De todas maneras, su muerte fue un acto tan molesto e incomprensible, incluso para sus contemporáneos japoneses, que lo más fácil fue declararlo insano, loco por la notoriedad, narcisista, etc. Ante el desembarco en Japón de eso que luego se llamaría globalización, con su hipocresía, cinismo, mezquindad, eficacia burocrática y adulteración de la existencia, Mishima había defendido los valores arcaicos pero nobles del samurai, como la dignidad, la lealtad, el coraje, el pudor y el mantenimiento de la palabra dada. Claro que lejos de aquel tiempo y lugar algunos de esos valores pueden ser tomados a chiste, como la obstinación e interpretación literal de las palabras que hacía el personaje Tokuro en La causa justa de Lamborghini, una asimetría que describió Luis Thonis en un ensayo de la revista Tokonoma, pero Mishima los tomaba realmente en serio. En el manifiesto de su extravagante Sociedad de los Escudos, ese ejército sin armas de cien hombres cuya única acción sería asistir a la autoejecución de su comandante, sentenciaba: “La prosperidad económica ha transformado a los japoneses en comerciantes. Ahora se considera anticuado arriesgar la vida por un ideal”.
Así que en su última mañana Mishima salió resuelto de su despacho en auto con cuatro jóvenes, entre quienes se encontraba su discípulo e hipotético amante Morita, veinte años menor y decidido a morir junto a su maestro, hacia el cuartel al que ingresaron con el pretexto de mostrar al comandante un bello sable del siglo XVII. En breve, logran tomar el lugar, amarrar al comandante a una silla, y llaman a la sublevación a los asombrados soldados. Desde un balcón, vincha blanca sobre la frente, Mishima grita a las tropas, mal escuchado por el ruido de los helicópteros que ya sobrevuelan la base militar: “Hemos emprendido esta acción con la ardiente esperanza de que todos ustedes, a quienes ha sido concedido un espíritu purísimo, puedan volver a ser verdaderos hombres, verdaderos guerreros”.
Nadie le da bola. La lectura de la proclama debía durar media hora y termina apresuradamente a los pocos minutos. Mishima vuelve al interior de la oficina y se sienta sobre sus talones a realizar el seppuku. Es sabido que el rito necesita asistencia para ser completado, sea porque cierta inestabilidad en las manos producto del impulso de supervivencia puede detener, paralizar la entrada profunda de la hoja del cuchillo en el vientre o porque la agonía suele ser larga. Así que Mishima había acordado con Morita en que este le daría el golpe final para ayudarlo a morir. Pero Morita no puede más que propinarle a su amado tres cortes débiles, dolorosos e inútiles en el cuello, sin llegar a decapitarlo. Por suerte tenían un back up eficiente en Koga, otro asistente quien sin vacilar decapita a Mishima. Y luego también a Morita, siguiendo la tradición, cuando este se clava el puñal en su propio vientre. Impecable ese Koga, que por supuesto terminó preso junto a los otros dos conjurados.
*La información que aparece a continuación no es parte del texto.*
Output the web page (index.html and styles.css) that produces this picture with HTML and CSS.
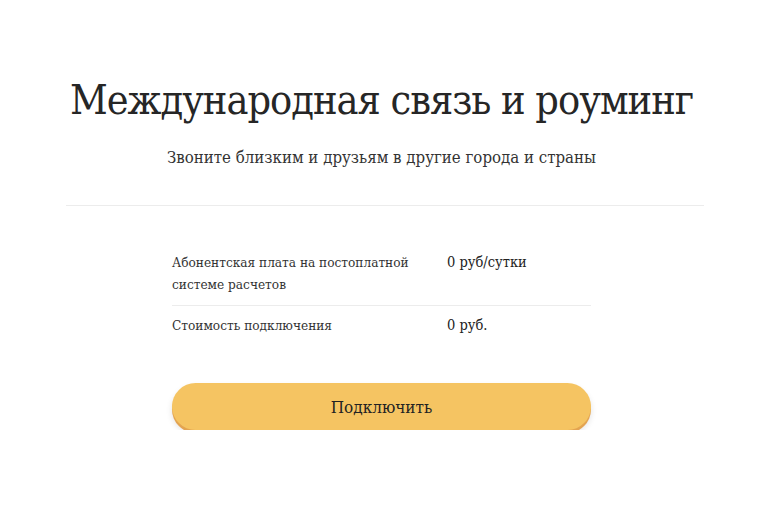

De modo que es legítimo dudar antes de atribuir “palabras finales” a Mishima, entre el último párrafo de su proclama, las correcciones a su último libro o la nota dejada casi sin pensar en su despacho. Quizá escribir que la vida es breve y uno siempre quisiera vivir, o vivir para siempre, se trató de una vacilación pasajera, una ráfaga de incertidumbre antes de que la acción se precipitara con su certeza definitiva, irreversible.